_Written request:_
Locate the word "this" in the material, then show every line that holds it.

_Provided information:_

★ ★ ★ ★

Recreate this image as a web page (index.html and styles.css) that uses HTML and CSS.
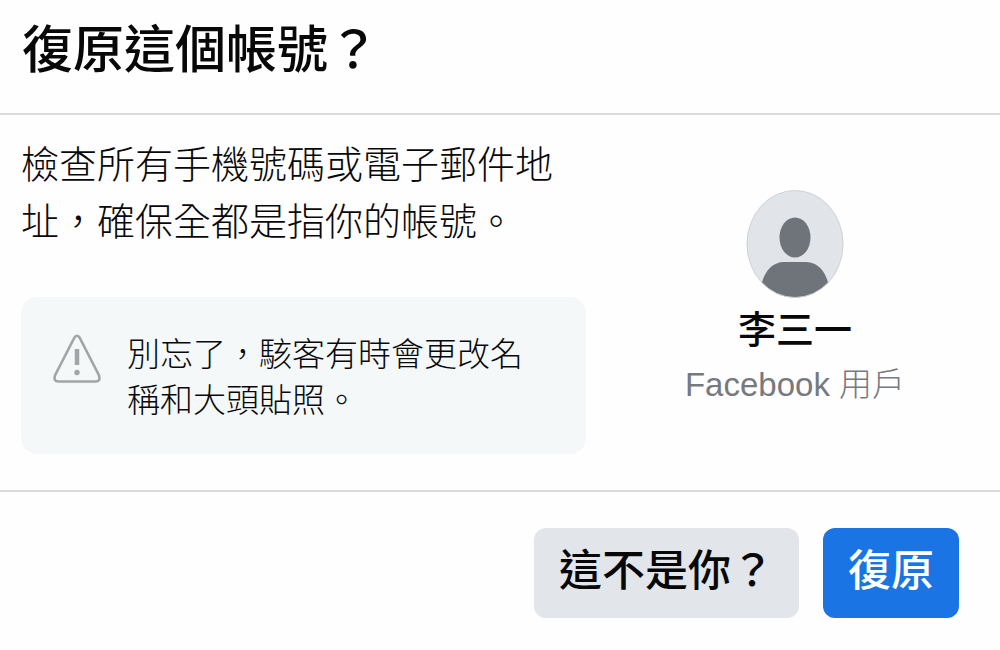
FILE: index.html
```html
<!DOCTYPE html>
<html lang="zh-Hant">
<head>
    <meta charset="UTF-8">
    <title>復原這個帳號？</title>
    <link rel="stylesheet" href="styles.css">
</head>

<body>
    <header class="header">
        <h1>復原這個帳號？</h1>
    </header>

    <main class="content">
        <div class="info">
            <p class="message">檢查所有手機號碼或電子郵件地址，確保全都是指你的帳號。</p>
            <div class="notice">
                <svg class="warning" viewBox="0 0 48 50" aria-hidden="true">
                    <path d="M21.5 3.5 Q24 0 26.5 3.5 L45.8 41 Q48 47.5 42.5 47.5 H5.5 Q0 47.5 2.2 41 Z" fill="none" stroke="#a2a5a8" stroke-width="2.6"/>
                    <path d="M24 15 V31" stroke="#a2a5a8" stroke-width="4.5"/>
                    <circle cx="24" cy="38.5" r="2.7" fill="#a2a5a8"/>
                </svg>
                <p>別忘了，駭客有時會更改名稱和大頭貼照。</p>
            </div>
        </div>

        <div class="profile">
            <svg class="avatar" viewBox="0 0 98 108" aria-hidden="true">
                <clipPath id="face"><ellipse cx="49" cy="54" rx="48" ry="53.5"/></clipPath>
                <ellipse cx="49" cy="54" rx="48" ry="53.5" fill="#e1e5e9"/>
                <g fill="#6f737a" clip-path="url(#face)">
                    <ellipse cx="49" cy="47.5" rx="15.5" ry="20"/>
                    <path d="M14 108 C14 86 24 72 38 72 H60 C74 72 84 86 84 108 Z"/>
                </g>
                <ellipse cx="49" cy="54" rx="48" ry="53.5" fill="none" stroke="#cfd1d4"/>
            </svg>
            <h2>李三一</h2>
            <p>Facebook 用戶</p>
        </div>
    </main>

    <footer class="footer">
        <button type="button" class="btn">這不是你？</button>
        <button type="button" class="btn primary">復原</button>
    </footer>
</body>

</html>
```
FILE: styles.css
```css
* {
    box-sizing: border-box;
}

body {
    margin: 0;
    background: #fefefe;
    color: #080809;
    font-family: "Liberation Sans", "Noto Sans CJK TC", sans-serif;
}

h1, h2, p {
    margin: 0;
}

/* the Latin family has no medium weight, so the headings name the CJK one first */
h1, h2, .btn {
    font-family: "Noto Sans CJK TC", sans-serif;
    font-weight: 500;
}

.header {
    padding: 8px 22px 29px;
    border-bottom: 2px solid #dadcdc;
}

h1 {
    font-size: 51px;
    line-height: 76px;
}

.content {
    display: grid;
    grid-template-columns: 565fr 414fr;
    padding: 22px 0 36px 21px;
    border-bottom: 2px solid #dadcdc;
}

.message {
    font-size: 38px;
    font-weight: 300;
    line-height: 57px;
}

.notice {
    display: flex;
    gap: 26px;
    align-items: flex-start;
    margin-top: 46px;
    padding: 35px 32px 30px;
    border-radius: 16px;
    background: #f5f8f9;
    font-size: 33px;
    font-weight: 300;
    line-height: 46px;
}

.warning {
    flex: none;
    width: 48px;
    height: 50px;
    margin-top: 2px;
}

.profile {
    display: flex;
    flex-direction: column;
    align-items: center;
    padding: 53px 0 0 4px;
}

.avatar {
    width: 98px;
    height: 108px;
}

h2 {
    font-size: 38px;
    line-height: 57px;
}

.profile p {
    margin-top: 7px;
    color: #76797e;
    font-size: 33px;
    font-weight: 300;
    line-height: 46px;
}

.footer {
    display: flex;
    justify-content: flex-end;
    gap: 24px;
    padding: 36px 41px;
}

.btn {
    height: 90px;
    padding: 0 25px 12px;
    border: 0;
    border-radius: 12px;
    background: #e2e5e9;
    color: #080809;
    font-size: 43px;
}

.primary {
    background: #1b74e4;
    color: #fff;
}
```
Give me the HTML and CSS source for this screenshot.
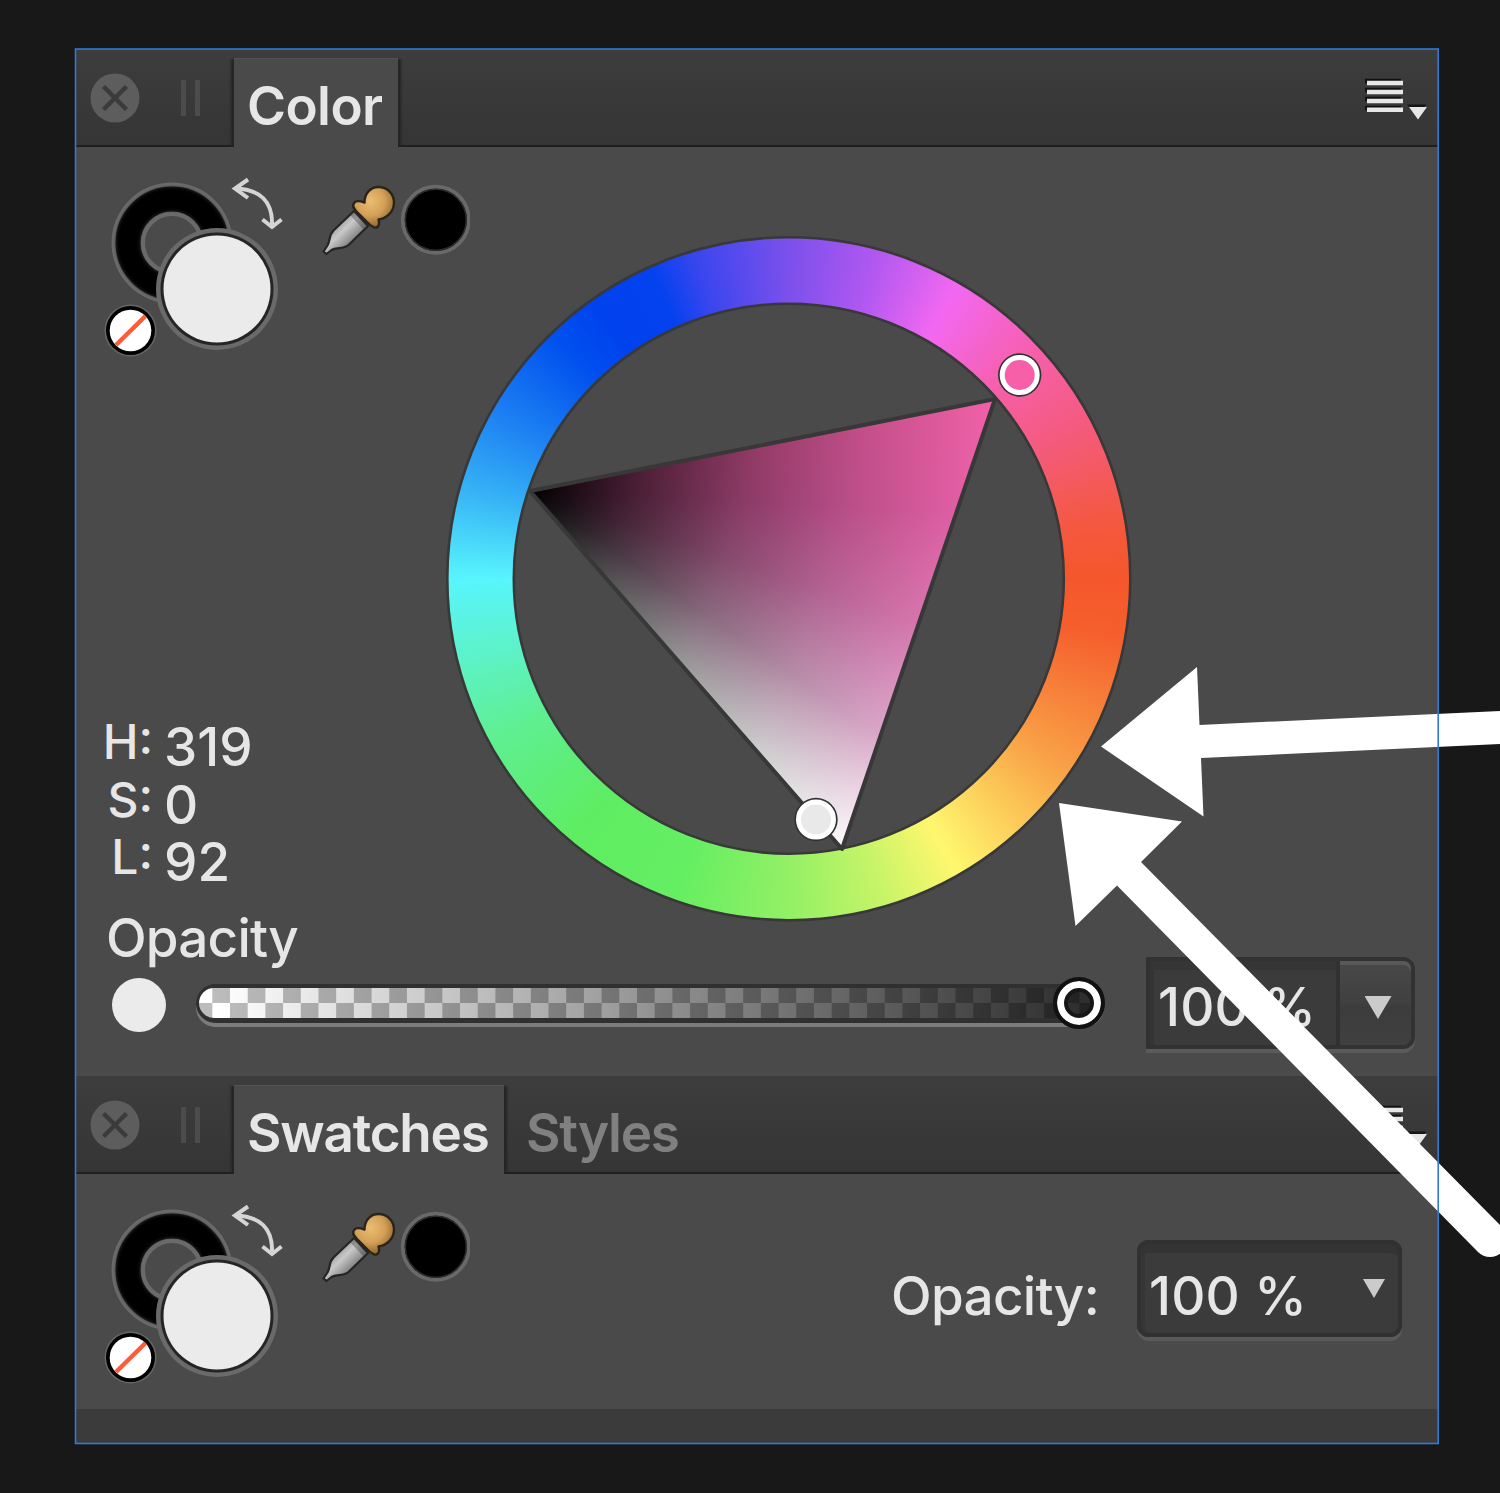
FILE: index.html
```html
<!DOCTYPE html>
<html lang="en">
<head>
<meta charset="utf-8">
<title>Color studio</title>
<link rel="stylesheet" href="styles.css">
</head>
<body>
<svg class="defs" width="0" height="0">
  <defs>
    <linearGradient id="glass" x1="0" y1="0" x2="1" y2="1"><stop offset=".25" stop-color="#8f8f8f"/><stop offset=".45" stop-color="#c9c9c9"/><stop offset=".75" stop-color="#6a6a6a"/></linearGradient>
    <radialGradient id="rubber" cx=".42" cy=".35" r=".65"><stop offset="0" stop-color="#edbd74"/><stop offset=".55" stop-color="#d3a057"/><stop offset="1" stop-color="#8f6429"/></radialGradient>
    <filter id="soft" x="-20%" y="-20%" width="140%" height="140%"><feGaussianBlur stdDeviation="1.4"/></filter>
    <symbol id="close" viewBox="0 0 50 50"><circle cx="25" cy="25" r="24.5" fill="#5d5d5d"/><path d="M13.5 13.5l23 23m0-23l-23 23" stroke="#3b3b3b" stroke-width="4.5"/></symbol>
    <symbol id="menu" viewBox="0 0 64 44">
      <path d="M1 3h36M1 12h36M1 21h36M1 30h36" stroke="#111" stroke-width="4.5"/>
      <path d="M43 26.500h19l-9 12z" fill="#151515"/>
      <path d="M3 5h36M3 14h36M3 23h36M3 31.800h36" stroke="#e6e6e6" stroke-width="4.6"/>
      <path d="M45 29h18l-9 12.500z" fill="#e6e6e6"/>
    </symbol>
    <symbol id="wells" viewBox="100 170 370 190">
      <circle cx="172" cy="243" r="60.500" fill="#6a6a6a"/>
      <circle cx="172" cy="243" r="44" fill="none" stroke="#222" stroke-width="25"/>
      <circle cx="172" cy="243" r="44" fill="none" stroke="#000" stroke-width="23" filter="url(#soft)"/>
      <circle cx="172" cy="243" r="29" fill="#4a4a4a" stroke="#6a6a6a" stroke-width="4"/>
      <circle cx="217" cy="289" r="61" fill="#6a6a6a"/>
      <circle cx="217" cy="289" r="56.500" fill="#252525"/>
      <circle cx="217" cy="289" r="53.500" fill="#ebebeb"/>
      <circle cx="130.500" cy="330.500" r="26" fill="#666"/>
      <circle cx="130.500" cy="330.500" r="24.500" fill="#000"/>
      <circle cx="130.500" cy="330.500" r="20.800" fill="#fff"/>
      <path d="M116 345l29.500-29" stroke="#ff5b3a" stroke-width="4.500"/>
      <path d="M248 179.500l-13 9 13 9.500M236 188.500c24 1 37 13 36 37M262.500 219.500l9.500 7.500 9.500-7.500" fill="none" stroke="#d5d5d5" stroke-width="4"/>
      <path d="M354 211l14 15-19.500 19c-5 4.500-12 2-17 5l-5 4-3-2.500 4-6c3-5 1-10 6-15z" fill="url(#glass)" stroke="#252525" stroke-width="2.200" stroke-linejoin="round"/>
      <path d="M354 211l14 15-4 4-14-15z" fill="#333" opacity=".35"/>
      <path d="M354.500 202.500c2-2.500 7-1 10 0 0-8 5-15.500 14-15.500 9 0 15.500 7 15.500 15.500 0 10-8 16-15.500 17 1 3 1 7-2 8-3 1-6-2-9-5l-11-11c-4-4-4-7-2-9z" fill="url(#rubber)" stroke="#29241c" stroke-width="2.400" stroke-linejoin="round"/>
      <circle cx="435.800" cy="219.800" r="33" fill="#000" stroke="#696969" stroke-width="4"/>
      <circle cx="435.800" cy="219.800" r="30.500" fill="none" stroke="#2d2d2d" stroke-width="1.500"/>
    </symbol>
  </defs>
</svg>

<main class="studio">
  <header class="tabbar">
    <svg class="close"><use href="#close"/></svg>
    <span class="grip"></span>
    <div class="tab"><span class="t-color">Color</span></div>
    <svg class="menu"><use href="#menu"/></svg>
  </header>
  <section class="color-panel">
    <div class="picker">
      <div class="side">
        <svg class="wells"><use href="#wells"/></svg>
        <dl class="hsl">
          <dt>H:</dt><dd>319</dd>
          <dt>S:</dt><dd>0</dd>
          <dt>L:</dt><dd>92</dd>
        </dl>
        <div class="opacity-label">Opacity</div>
      </div>
      <div class="wheel">
        <div class="hues"></div>
        <div class="shades"></div>
        <svg class="wheel-lines" viewBox="445 235 688 688">
          <g fill="none" stroke="#383838">
            <circle cx="788.800" cy="578.700" r="341.500" stroke-width="2.600"/>
            <circle cx="788.800" cy="578.700" r="275" stroke-width="2.600"/>
            <path d="M530 491L995 399 842 849z" stroke-width="4" stroke-linejoin="round"/>
          </g>
          <circle cx="1019.700" cy="375" r="21.700" fill="#333"/>
          <circle cx="1019.700" cy="375" r="17.500" fill="#f75fa9" stroke="#fff" stroke-width="5"/>
          <circle cx="816" cy="819.500" r="21.700" fill="#333"/>
          <circle cx="816" cy="819.500" r="17.500" fill="#e9e9e9" stroke="#fff" stroke-width="5"/>
        </svg>
      </div>
    </div>
    <div class="opacity-row">
      <span class="dot"></span>
      <div class="track"><div class="checker"></div><span class="knob"></span></div>
      <div class="combo"><span class="combo-value t-pct">100 %</span><span class="combo-button"><i class="arrow"></i></span></div>
    </div>
  </section>
  <header class="tabbar">
    <svg class="close"><use href="#close"/></svg>
    <span class="grip"></span>
    <div class="tab wide"><span class="t-swatches">Swatches</span></div>
    <div class="tab-idle t-styles">Styles</div>
    <svg class="menu"><use href="#menu"/></svg>
  </header>
  <section class="swatch-panel">
    <svg class="wells"><use href="#wells"/></svg>
    <span class="swatch-label">Opacity:</span>
    <div class="select"><span class="t-pct">100 %</span><i class="arrow small"></i></div>
  </section>
  <footer class="status"></footer>
</main>

<svg class="callouts" viewBox="0 0 1500 1493">
  <g fill="#fff">
    <path d="M1101 746.500L1197 667l2.500 58L1500 711v33l-299 14 2.500 58.500z"/>
    <path d="M1059 803l123 18.500-41 40.500 361 365v25a17 17 0 0 1-24 0L1117 885.500 1075.500 926z"/>
  </g>
  <rect x="75.500" y="49" width="1362.700" height="1394.500" fill="none" stroke="#2f7ad6" stroke-width="1.600"/>
</svg>
</body>
</html>
```
FILE: styles.css
```css
* { box-sizing: border-box; }
body {
  margin: 0;
  width: 1500px;
  height: 1493px;
  overflow: hidden;
  position: relative;
  background: #181818;
  color: #e6e6e6;
  font-family: Inter, "Liberation Sans", sans-serif;
  font-size: 53px;
  line-height: 64px;
  font-weight: 500;
  white-space: nowrap;
}
.defs { position: absolute; }
.studio {
  display: flex;
  flex-direction: column;
  width: 1362px;
  height: 1394px;
  margin: 49px 0 0 76px;
  background: #4a4a4a;
}
.tabbar {
  display: flex;
  height: 98px;
  flex: none;
  padding-right: 10px;
  background: linear-gradient(#3d3d3d, #353535);
  box-shadow: inset 0 -2px #1f1f1f;
}
.close { width: 50px; height: 50px; margin: 24px 0 0 14px; }
.grip {
  width: 19px;
  height: 36px;
  margin: 31px 0 0 41px;
  border: solid #4c4c4c;
  border-width: 0 5px;
}
.tab {
  width: 164px;
  height: 89px;
  margin: 9px 0 0 34px;
  padding: 16px 0 0 13px;
  background: #4a4a4a;
  box-shadow: inset 0 1px #525252, -4px 0 2px -1px #252525, 4px 0 2px -1px #252525;
  font-weight: 580;
  clip-path: inset(0 -6px 0 -6px);
}
.tab.wide { width: 270px; }
.tab-idle { margin: 25px 0 0 22px; color: #808080; font-weight: 580; }
.t-color { letter-spacing: -.6px; }
.t-swatches, .t-styles { letter-spacing: -1.2px; }
.menu { width: 64px; height: 44px; margin: 29px 0 0 auto; }

.color-panel { height: 929px; flex: none; }
.picker { display: flex; height: 815px; }
.side { display: flex; flex-direction: column; width: 369px; }
.wells { width: 370px; height: 190px; margin: 23px 0 0 24px; flex: none; }
.hsl {
  display: grid;
  grid-template-columns: 77px 1fr;
  grid-auto-rows: 57.5px;
  column-gap: 11px;
  margin: 359px 0 0;
}
.hsl dt { font-size: 48px; font-weight: 450; text-align: right; line-height: 45px; }
.hsl dd { margin: 0; line-height: 57.5px; letter-spacing: 0; }
.opacity-label { margin: 14px 0 0 30px; letter-spacing: -.8px; }

.wheel { display: grid; width: 688px; height: 688px; margin-top: 88px; flex: none; }
.wheel > * { grid-area: 1 / 1; }
.hues {
  background: conic-gradient(#7c50ec 0deg, #b058f0 15deg, #f368f1 30deg, #f65fa8 48deg, #f45b85 60deg, #f4583f 80deg, #f4572b 90deg, #f55f2d 100deg, #f9a247 125deg, #fcc858 136deg, #fff76e 150deg, #c6f468 164deg, #93f065 180deg, #65ee62 200deg, #5eed62 220deg, #5fef90 241deg, #5df2c8 256deg, #58f5fd 270deg, #35b0f5 286deg, #1c7ff2 300deg, #0050ee 316deg, #0042ee 325deg, #0442ee 336deg, #3a46ee 344deg, #7c50ec 360deg);
  clip-path: circle(341.5px at 343.8px 343.7px);
  mask: radial-gradient(circle at 343.8px 343.7px, transparent 274.5px, #000 275.5px);
}
.shades {
  width: 465px;
  height: 450px;
  margin: 164px 0 0 85px;
  background:
    linear-gradient(108.8deg, #000 30px, rgba(0,0,0,.67) 132px, rgba(0,0,0,.38) 235px, rgba(0,0,0,.17) 338px, rgba(0,0,0,0) 441px),
    conic-gradient(at 0 92px, #f261a9 0deg, #f261a9 79deg, #df5ea4 92.7deg, #d676ae 108.9deg, #dba8ca 125deg, #fcfafb 138.500deg, #fff 360deg);
  clip-path: polygon(0 92px, 465px 0, 312px 450px);
}
.wheel-lines { width: 688px; height: 688px; position: relative; }

.opacity-row { display: flex; height: 114px; }
.dot { width: 54px; height: 54px; margin: 16px 0 0 36px; border-radius: 50%; background: #ebebeb; }
.track {
  width: 908px;
  height: 39px;
  margin: 22px 0 0 30px;
  padding: 4px 4px 5px 3px;
  border-radius: 20px;
  background: #303030;
  box-shadow: 0 4px #7c7c7c;
  position: relative;
}
.checker {
  height: 30px;
  border-radius: 15px;
  background:
    linear-gradient(90deg, rgba(0,0,0,0) 2%, rgba(0,0,0,.44) 52%, rgba(0,0,0,.82) 98%),
    conic-gradient(#bcbcbc 25%, #fff 0 50%, #bcbcbc 0 75%, #fff 0) -4.400px 0 / 35.400px 30px;
}
.knob {
  position: absolute;
  left: 857px;
  top: -7px;
  width: 52px;
  height: 52px;
  border: 4px solid #111;
  border-radius: 50%;
  box-shadow: inset 0 0 0 7px #fff, inset 0 0 0 11px #161616;
}
.combo {
  display: flex;
  width: 269px;
  height: 92px;
  margin: -5px 0 0 42px;
  border: 4px solid #323232;
  border-radius: 0 12px 12px 0;
  background: #3b3b3b;
  box-shadow: 0 4px #5a5a5a;
}
.combo-value {
  width: 190px;
  padding: 14px 0 0 8px;
  border-right: 4px solid #313131;
  box-shadow: inset 4px 9px #353535;
}
.combo-button {
  display: flex;
  flex: 1;
  justify-content: center;
  padding: 35px 0 0 5px;
  border-radius: 0 8px 8px 0;
  background: linear-gradient(#484848, #404040 50%, #3c3c3c 55%, #404040);
  box-shadow: inset 0 4px #595959;
}
.arrow { width: 27px; height: 23px; background: #cbcbcb; clip-path: polygon(0 0, 100% 0, 50% 100%); }
.arrow.small { width: 22px; height: 19px; margin: 15px 0 0 auto; }
.t-pct { letter-spacing: .2px; }

.swatch-panel { display: flex; height: 235px; flex: none; }
.swatch-label { margin: 90px 0 0 421px; letter-spacing: -.7px; }
.select {
  display: flex;
  width: 265px;
  height: 97px;
  margin: 66px 36px 0 auto;
  padding: 24px 17px 0 12px;
  border-radius: 12px;
  background: #3b3b3b;
  box-shadow: 0 4px #5a5a5a, inset 0 0 0 4px #313131, inset 0 13px #343434, inset 8px 0 #363636;
}
.status { flex: 1; background: #3b3b3b; }
.callouts { position: absolute; inset: 0; width: 1500px; height: 1493px; }
```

★ ★ ★ ★

_Full response:_
Recreate this image as a web page (index.html and styles.css) that uses HTML and CSS.
Give me the HTML and CSS source for this screenshot.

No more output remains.